■ Objective:
Repeat only what lies from the line with "Write a component" to the line with "pt-[18px] text-[18px] leading-[22px]", those two lines included, exactly as it stands; omit any images.

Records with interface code

---

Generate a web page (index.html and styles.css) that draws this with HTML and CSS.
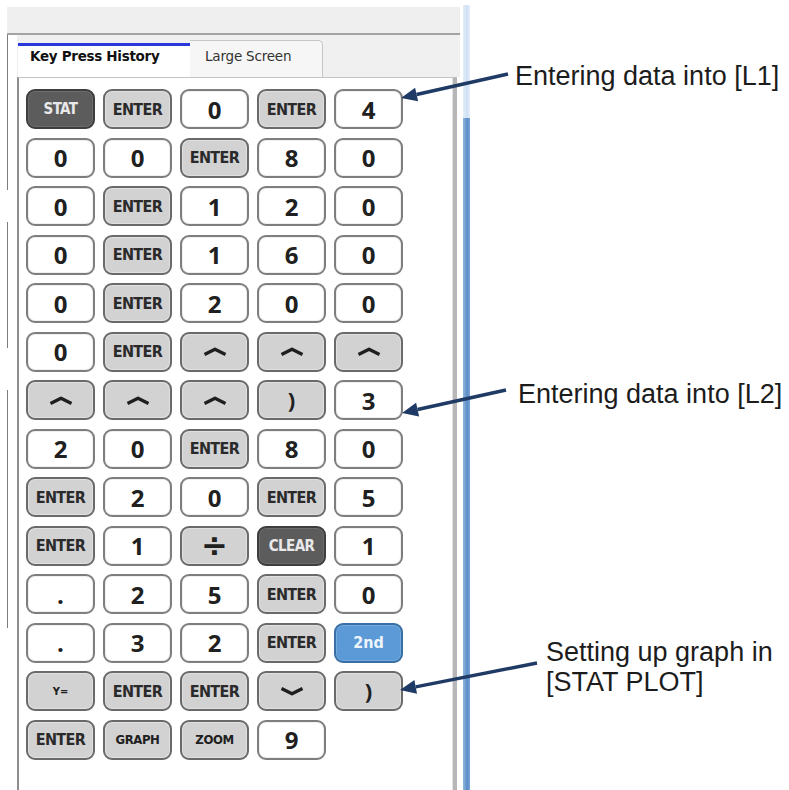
FILE: index.html
```html
<!DOCTYPE html>
<html>
<head>
<meta charset="utf-8">
<link rel="stylesheet" href="styles.css">
</head>
<body>
<div class="page">
  <div class="frame">
    <div class="topbar"></div>
    <div class="body">
      <div class="edge">
        <div class="seg seg-a"></div>
        <div class="gap gap-a"></div>
        <div class="seg seg-b"></div>
        <div class="gap gap-b"></div>
        <div class="seg seg-c"></div>
      </div>
      <div class="main">
        <div class="tabs">
          <div class="tab active">Key Press History</div>
          <div class="tab">Large Screen</div>
        </div>
        <div class="panel">
          <div class="keys">
            <div class="key dark lbl">STAT</div>
            <div class="key gray lbl">ENTER</div>
            <div class="key num">0</div>
            <div class="key gray lbl">ENTER</div>
            <div class="key num">4</div>

            <div class="key num">0</div>
            <div class="key num">0</div>
            <div class="key gray lbl">ENTER</div>
            <div class="key num">8</div>
            <div class="key num">0</div>

            <div class="key num">0</div>
            <div class="key gray lbl">ENTER</div>
            <div class="key num">1</div>
            <div class="key num">2</div>
            <div class="key num">0</div>

            <div class="key num">0</div>
            <div class="key gray lbl">ENTER</div>
            <div class="key num">1</div>
            <div class="key num">6</div>
            <div class="key num">0</div>

            <div class="key num">0</div>
            <div class="key gray lbl">ENTER</div>
            <div class="key num">2</div>
            <div class="key num">0</div>
            <div class="key num">0</div>

            <div class="key num">0</div>
            <div class="key gray lbl">ENTER</div>
            <div class="key gray"><svg class="chev" viewBox="0 0 24 9"><path d="M1.5 7.5 L12 2.2 L22.5 7.5"/></svg></div>
            <div class="key gray"><svg class="chev" viewBox="0 0 24 9"><path d="M1.5 7.5 L12 2.2 L22.5 7.5"/></svg></div>
            <div class="key gray"><svg class="chev" viewBox="0 0 24 9"><path d="M1.5 7.5 L12 2.2 L22.5 7.5"/></svg></div>

            <div class="key gray"><svg class="chev" viewBox="0 0 24 9"><path d="M1.5 7.5 L12 2.2 L22.5 7.5"/></svg></div>
            <div class="key gray"><svg class="chev" viewBox="0 0 24 9"><path d="M1.5 7.5 L12 2.2 L22.5 7.5"/></svg></div>
            <div class="key gray"><svg class="chev" viewBox="0 0 24 9"><path d="M1.5 7.5 L12 2.2 L22.5 7.5"/></svg></div>
            <div class="key gray paren">)</div>
            <div class="key num">3</div>

            <div class="key num">2</div>
            <div class="key num">0</div>
            <div class="key gray lbl">ENTER</div>
            <div class="key num">8</div>
            <div class="key num">0</div>

            <div class="key gray lbl">ENTER</div>
            <div class="key num">2</div>
            <div class="key num">0</div>
            <div class="key gray lbl">ENTER</div>
            <div class="key num">5</div>

            <div class="key gray lbl">ENTER</div>
            <div class="key num">1</div>
            <div class="key gray div">÷</div>
            <div class="key dark lbl">CLEAR</div>
            <div class="key num">1</div>

            <div class="key num">.</div>
            <div class="key num">2</div>
            <div class="key num">5</div>
            <div class="key gray lbl">ENTER</div>
            <div class="key num">0</div>

            <div class="key num">.</div>
            <div class="key num">3</div>
            <div class="key num">2</div>
            <div class="key gray lbl">ENTER</div>
            <div class="key blue second">2nd</div>

            <div class="key gray tiny">Y=</div>
            <div class="key gray lbl">ENTER</div>
            <div class="key gray lbl">ENTER</div>
            <div class="key gray"><svg class="chev" viewBox="0 0 24 9"><path d="M1.5 1.5 L12 6.8 L22.5 1.5"/></svg></div>
            <div class="key gray paren">)</div>

            <div class="key gray lbl">ENTER</div>
            <div class="key gray small">GRAPH</div>
            <div class="key gray small">ZOOM</div>
            <div class="key num">9</div>
          </div>
        </div>
      </div>
    </div>
  </div>
  <div class="scroll"><div class="scroll-top"></div></div>

  <div class="note note-1">Entering data into [L1]</div>
  <div class="note note-2">Entering data into [L2]</div>
  <div class="note note-3">Setting up graph in<br>[STAT PLOT]</div>
  <svg class="arrows" viewBox="0 0 789 790">
    <line x1="508" y1="74" x2="416.6" y2="94.5"/>
    <polygon points="401,98 418.1,101.3 415.1,87.7"/>
    <line x1="506" y1="390" x2="417.6" y2="409.5"/>
    <polygon points="402,413 419.1,416.4 416.1,402.7"/>
    <line x1="537" y1="663" x2="415.7" y2="686.9"/>
    <polygon points="400,690 417.05,693.8 414.35,680"/>
  </svg>
</div>
</body>
</html>
```

FILE: styles.css
```css
html, body {
  margin: 0;
  padding: 0;
  background: #ffffff;
}

.page {
  position: relative;
  width: 789px;
  height: 790px;
  display: flex;
  padding-left: 7px;
  box-sizing: border-box;
  overflow: hidden;
  font-family: "DejaVu Sans", sans-serif;
}

.frame {
  width: 453px;
  margin-top: 7px;
  display: flex;
  flex-direction: column;
}

.topbar {
  height: 26px;
  background: #efefef;
  border-bottom: 2px solid #a3a3a3;
}

.body {
  flex: 1;
  display: flex;
}

.edge {
  width: 10px;
  display: flex;
  flex-direction: column;
}

.seg {
  border-left: 1px solid #7c7c7c;
}

.seg-a { height: 155px; }
.gap-a { height: 32px; }
.seg-b { height: 126px; }
.gap-b { height: 42px; }
.seg-c { height: 238px; }

.main {
  flex: 1;
  display: flex;
  flex-direction: column;
}

.tabs {
  height: 42px;
  background: #f0f0f0;
  display: flex;
  align-items: flex-end;
  padding-left: 1px;
  box-sizing: border-box;
}

.tab {
  font-family: "DejaVu Sans", sans-serif;
  font-size: 13.5px;
  color: #333;
  box-sizing: border-box;
}

.tab.active {
  width: 172px;
  height: 34px;
  background: #ffffff;
  border-top: 3px solid #2a38de;
  font-weight: bold;
  color: #111;
  padding: 2px 0 0 12px;
  letter-spacing: -0.3px;
}

.tab:not(.active) {
  width: 133px;
  height: 37px;
  background: #f6f6f6;
  border: 1px solid #c6c6c6;
  border-bottom: none;
  border-left: none;
  border-top-right-radius: 5px;
  padding: 7px 0 0 15px;
  letter-spacing: -0.2px;
}

.panel {
  flex: 1;
  margin-right: 3px;
  border-top: 1px solid #c4c4c4;
  border-left: 2px solid #8e8e8e;
  border-right: 4px solid #b7b7b7;
  box-shadow: inset -1px 0 0 #e2e2e2;
  padding: 11px 0 0 7px;
  background: #ffffff;
}

.keys {
  display: grid;
  grid-template-columns: repeat(5, 69px);
  grid-auto-rows: 40px;
  column-gap: 8px;
  row-gap: 8.5px;
}

.key {
  box-sizing: border-box;
  border: 2px solid #7e7e7e;
  border-radius: 9px;
  background: #ffffff;
  box-shadow: inset 0 0 0 1px #f0f0f0;
  display: flex;
  align-items: center;
  justify-content: center;
  color: #202020;
}

.key.gray {
  background: #d2d2d2;
  border-color: #6a6a6a;
  box-shadow: inset 0 0 0 1px #e0e0e0;
}

.key.dark {
  background: #5c5c5c;
  border-color: #3e3e3e;
  box-shadow: inset 0 0 0 1px #6c6c6c;
  color: #e9e9e9;
}

.key.blue {
  background: #5b9ad6;
  border-color: #3a6fa6;
  box-shadow: inset 0 0 0 1px #73aadf;
  color: #eef5fc;
}

.num {
  font-family: "Open Sans", sans-serif;
  font-weight: 700;
  font-size: 24px;
}

.lbl {
  font-family: "DejaVu Sans Condensed", "DejaVu Sans", sans-serif;
  font-weight: bold;
  font-size: 16px;
  letter-spacing: -0.6px;
  color: #2a2a2a;
}

.key.dark.lbl {
  font-size: 15px;
  color: #e9e9e9;
}

.small {
  font-family: "DejaVu Sans Condensed", "DejaVu Sans", sans-serif;
  font-weight: bold;
  font-size: 13px;
  letter-spacing: -0.4px;
}

.tiny {
  font-family: "DejaVu Sans Condensed", "DejaVu Sans", sans-serif;
  font-weight: bold;
  font-size: 11px;
}

.second {
  font-family: "DejaVu Sans Condensed", "DejaVu Sans", sans-serif;
  font-weight: bold;
  font-size: 16px;
}

.paren {
  font-family: "Open Sans", sans-serif;
  font-weight: 700;
  font-size: 22px;
  padding-bottom: 2px;
}

.div {
  font-family: "DejaVu Sans", sans-serif;
  font-weight: bold;
  font-size: 32px;
  padding-bottom: 2px;
}

.chev {
  width: 24px;
  height: 9px;
}

.chev path {
  fill: none;
  stroke: #1e1e1e;
  stroke-width: 3.2;
  stroke-linejoin: round;
  stroke-linecap: butt;
}

.scroll {
  width: 7px;
  margin-left: 3px;
  margin-top: 5px;
  background: linear-gradient(to right, #8fb6e0, #5b8cc6 60%, #7aa5d8);
  display: flex;
  flex-direction: column;
}

.scroll-top {
  height: 113px;
  background: linear-gradient(to right, #e3eef9, #cfe0f3 60%, #e6f0fa);
}

.note {
  position: absolute;
  font-family: "Liberation Sans", Arial, sans-serif;
  font-size: 27px;
  line-height: 30px;
  color: #1c1c1c;
  white-space: nowrap;
}

.note-1 { left: 515px; top: 61px; }
.note-2 { left: 518px; top: 379px; }
.note-3 { left: 546px; top: 637px; }

.arrows {
  position: absolute;
  left: 0;
  top: 0;
  width: 789px;
  height: 790px;
  pointer-events: none;
}

.arrows line {
  stroke: #1f3a64;
  stroke-width: 3.5;
}

.arrows polygon {
  fill: #1f3a64;
}
```
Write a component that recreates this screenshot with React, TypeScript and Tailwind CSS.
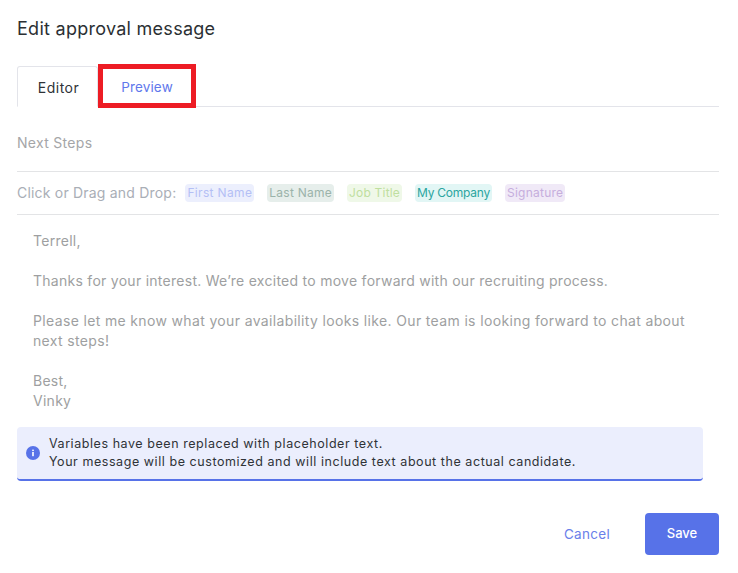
import React from 'react';

const variables = [
  { label: 'First Name', className: 'bg-[#eceffd] text-[#b4bff5] tracking-[0.35px]' },
  { label: 'Last Name', className: 'bg-[#e6eeeb] text-[#9bb3aa] tracking-[0.25px]' },
  { label: 'Job Title', className: 'bg-[#eff8e8] text-[#bfdf9f] tracking-[0.2px]' },
  { label: 'My Company', className: 'bg-[#e2f6f5] text-[#2ba5a0] tracking-[-0.25px]' },
  { label: 'Signature', className: 'bg-[#f0e9f7] text-[#c6aedd] tracking-[0.25px]' },
];

export default function App() {
  return (
    <div className="w-[738px] h-[573px] bg-white pl-[17px] pr-[19px] overflow-hidden font-['Inter',sans-serif]">
      {/* Title */}
      <h1 className="h-[66px] pt-[18px] text-[18px] leading-[22px] tracking-[0.27px] text-[#2b2f33]">Edit approval message</h1>

      {/* Tabs */}
      <div className="flex h-[41px] border-b border-[#e3e4ea]">
        <div className="w-[81px] h-[41px] pt-[1px] pl-[2px] flex items-center justify-center border border-b-white border-[#e3e4ea] rounded-t-[3px] text-[14px] tracking-[0.5px] text-[#2f3337]">
          Editor
        </div>
        <div className="relative w-[98px] h-[40px] pt-[2px] flex items-center justify-center text-[13.5px] tracking-[0.15px] text-[#5f78ec]">
          Preview
          <div className="absolute left-0 top-[-2px] w-[98px] h-[44px] border-[5px] border-[#ed1c24]" />
        </div>
      </div>

      {/* Subject */}
      <div className="h-[65px] pt-[26px] border-b border-[#e3e4e6] text-[14px] leading-[20px] tracking-[0.3px] text-[#a5a6a8]">Next Steps</div>

      {/* Variables */}
      <div className="flex items-center h-[43px] border-b border-[#e3e4e6] text-[14px] tracking-[0.2px] text-[#a9aeb6]">
        <span className="mr-[9px] -mt-[1px]">Click or Drag and Drop:</span>
        <div className="flex gap-[13px]">
          {variables.map((v) => (
            <span key={v.label} className={`h-[18px] px-[2px] rounded-[4px] text-[12px] leading-[18px] ${v.className}`}>
              {v.label}
            </span>
          ))}
        </div>
      </div>

      {/* Message */}
      <div className="pl-[16px] pr-[20px] pt-[16px] h-[212px] text-[14px] leading-[20px] tracking-[0.27px] text-[#9e9fa1]">
        <p>Terrell,</p>
        <p className="mt-[20px]">Thanks for your interest. We’re excited to move forward with our recruiting process.</p>
        <p className="mt-[20px] tracking-[0.35px]">Please let me know what your availability looks like. Our team is looking forward to chat about next steps!</p>
        <p className="mt-[20px]">Best,</p>
        <p>Vinky</p>
      </div>

      {/* Notice */}
      <div className="flex items-center w-[686px] h-[54px] bg-[#ebeefd] border-b-2 border-[#5772e8] rounded-[4px] pl-[9px]">
        <svg width="14" height="14" viewBox="0 0 14 14" className="shrink-0">
          <circle cx="7" cy="7" r="7" fill="#5772e8" />
          <rect x="6.2" y="6" width="1.6" height="4.2" fill="#fff" />
          <rect x="6.2" y="3.6" width="1.6" height="1.5" fill="#fff" />
        </svg>
        <div className="ml-[9px] text-[12.5px] leading-[18px] tracking-[0.56px] text-[#2f3337]">
          <p>Variables have been replaced with placeholder text.</p>
          <p>Your message will be customized and will include text about the actual candidate.</p>
        </div>
      </div>

      {/* Actions */}
      <div className="flex justify-end items-center mt-[32px]">
        <button className="mr-[35px] text-[13.5px] tracking-[0.3px] text-[#6a80ea]">Cancel</button>
        <button className="w-[74px] h-[42px] rounded-[4px] bg-[#5772e8] text-white text-[13px] font-medium">Save</button>
      </div>
    </div>
  );
}
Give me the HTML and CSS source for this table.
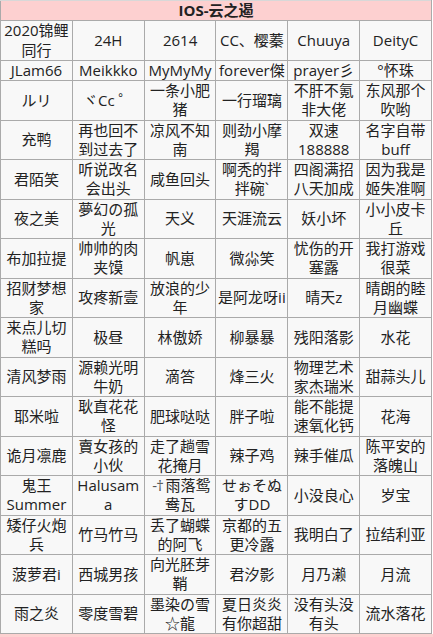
FILE: index.html
```html
<!DOCTYPE html>
<html lang="zh-CN">
<head>
<meta charset="utf-8">
<title>IOS-云之遏</title>
<link rel="stylesheet" href="styles.css">
</head>
<body>
<table class="list">
  <thead>
    <tr><th colspan="6" class="title">IOS-云之遏</th></tr>
  </thead>
  <tbody>
    <tr><td>2020锦鲤同行</td><td>24H</td><td>2614</td><td>CC、樱蓁</td><td>Chuuya</td><td>DeityC</td></tr>
    <tr><td>JLam66</td><td>Meikkko</td><td>MyMyMy</td><td>forever傑</td><td>prayer彡</td><td>°怀珠</td></tr>
    <tr><td>ルリ</td><td>ヾCc ゜</td><td>一条小肥猪</td><td>一行瑠璃</td><td>不肝不氪非大佬</td><td>东风那个吹哟</td></tr>
    <tr><td>充鸭</td><td>再也回不到过去了</td><td>凉风不知南</td><td>则劲小摩羯</td><td>双速188888</td><td>名字自带buff</td></tr>
    <tr><td>君陌笑</td><td>听说改名会出头</td><td>咸鱼回头</td><td>啊秃的拌拌碗`</td><td>四阁满招八天加成</td><td>因为我是姬失准啊</td></tr>
    <tr><td>夜之美</td><td>夢幻の孤光</td><td>天义</td><td>天涯流云</td><td>妖小坏</td><td>小小皮卡丘</td></tr>
    <tr><td>布加拉提</td><td>帅帅的肉夹馍</td><td>帆崽</td><td>微尛笑</td><td>忧伤的开塞露</td><td>我打游戏很菜</td></tr>
    <tr><td>招财梦想家</td><td>攻疼新壹</td><td>放浪的少年</td><td>是阿龙呀ii</td><td>晴天z</td><td>晴朗的睦月幽蝶</td></tr>
    <tr><td>来点儿切糕吗</td><td>极昼</td><td>林傲娇</td><td>柳暴暴</td><td>残阳落影</td><td>水花</td></tr>
    <tr><td>清风梦雨</td><td>源赖光明牛奶</td><td>滴答</td><td>烽三火</td><td>物理艺术家杰瑞米</td><td>甜蒜头儿</td></tr>
    <tr><td>耶米啦</td><td>耿直花花怪</td><td>肥球哒哒</td><td>胖子啦</td><td>能不能提速氧化钙</td><td>花海</td></tr>
    <tr><td>诡月凛鹿</td><td>賣女孩的小伙</td><td>走了趟雪花掩月</td><td>辣子鸡</td><td>辣手催瓜</td><td>陈平安的落魄山</td></tr>
    <tr><td>鬼王Summer</td><td>Halusam<br>a</td><td><span class="sym">-†</span>雨落鸳鸯瓦</td><td>せぉそぬすDD</td><td>小没良心</td><td>岁宝</td></tr>
    <tr><td>矮仔火炮兵</td><td>竹马竹马</td><td>丢了蝴蝶的阿飞</td><td>京都的五更冷露</td><td>我明白了</td><td>拉结利亚</td></tr>
    <tr><td>菠萝君i</td><td>西城男孩</td><td>向光胚芽鞘</td><td>君汐影</td><td>月乃濑</td><td>月流</td></tr>
    <tr><td>雨之炎</td><td>零度雪碧</td><td>墨染の雪☆龍</td><td>夏日炎炎有你超甜</td><td>没有头没有头</td><td>流水落花</td></tr>
  </tbody>
</table>
<div class="next"></div>
</body>
</html>
```

FILE: styles.css
```css
html, body {
  margin: 0;
  padding: 0;
  background: #ffffff;
}

body {
  font-family: "Open Sans", "Noto Sans CJK SC", sans-serif;
  font-size: 15px;
  color: #222222;
}

.list {
  width: 432px;
  border-collapse: collapse;
  table-layout: fixed;
  background: #f8f8f8;
}

.list th,
.list td {
  border: 1px solid #aaaaaa;
  padding: 0;
  line-height: 19.25px;
  text-align: center;
  vertical-align: middle;
  overflow-wrap: break-word;
}

.list .title {
  background: #fdd0d0;
  font-weight: bold;
  color: #222222;
  border-top-color: #d8d8d8;
}

.sym {
  display: inline-block;
  width: 16px;
  color: #555555;
  letter-spacing: -1px;
}

.next {
  height: 4px;
  background: #fdd0d0;
}
```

---

■ Answer to this exercise:
Write a component that recreates this screenshot with React, TypeScript and Tailwind CSS.
import React from 'react';

const variables = [
  { label: 'First Name', className: 'bg-[#eceffd] text-[#b4bff5] tracking-[0.35px]' },
  { label: 'Last Name', className: 'bg-[#e6eeeb] text-[#9bb3aa] tracking-[0.25px]' },
  { label: 'Job Title', className: 'bg-[#eff8e8] text-[#bfdf9f] tracking-[0.2px]' },
  { label: 'My Company', className: 'bg-[#e2f6f5] text-[#2ba5a0] tracking-[-0.25px]' },
  { label: 'Signature', className: 'bg-[#f0e9f7] text-[#c6aedd] tracking-[0.25px]' },
];

export default function App() {
  return (
    <div className="w-[738px] h-[573px] bg-white pl-[17px] pr-[19px] overflow-hidden font-['Inter',sans-serif]">
      {/* Title */}
      <h1 className="h-[66px] pt-[18px] text-[18px] leading-[22px] tracking-[0.27px] text-[#2b2f33]">Edit approval message</h1>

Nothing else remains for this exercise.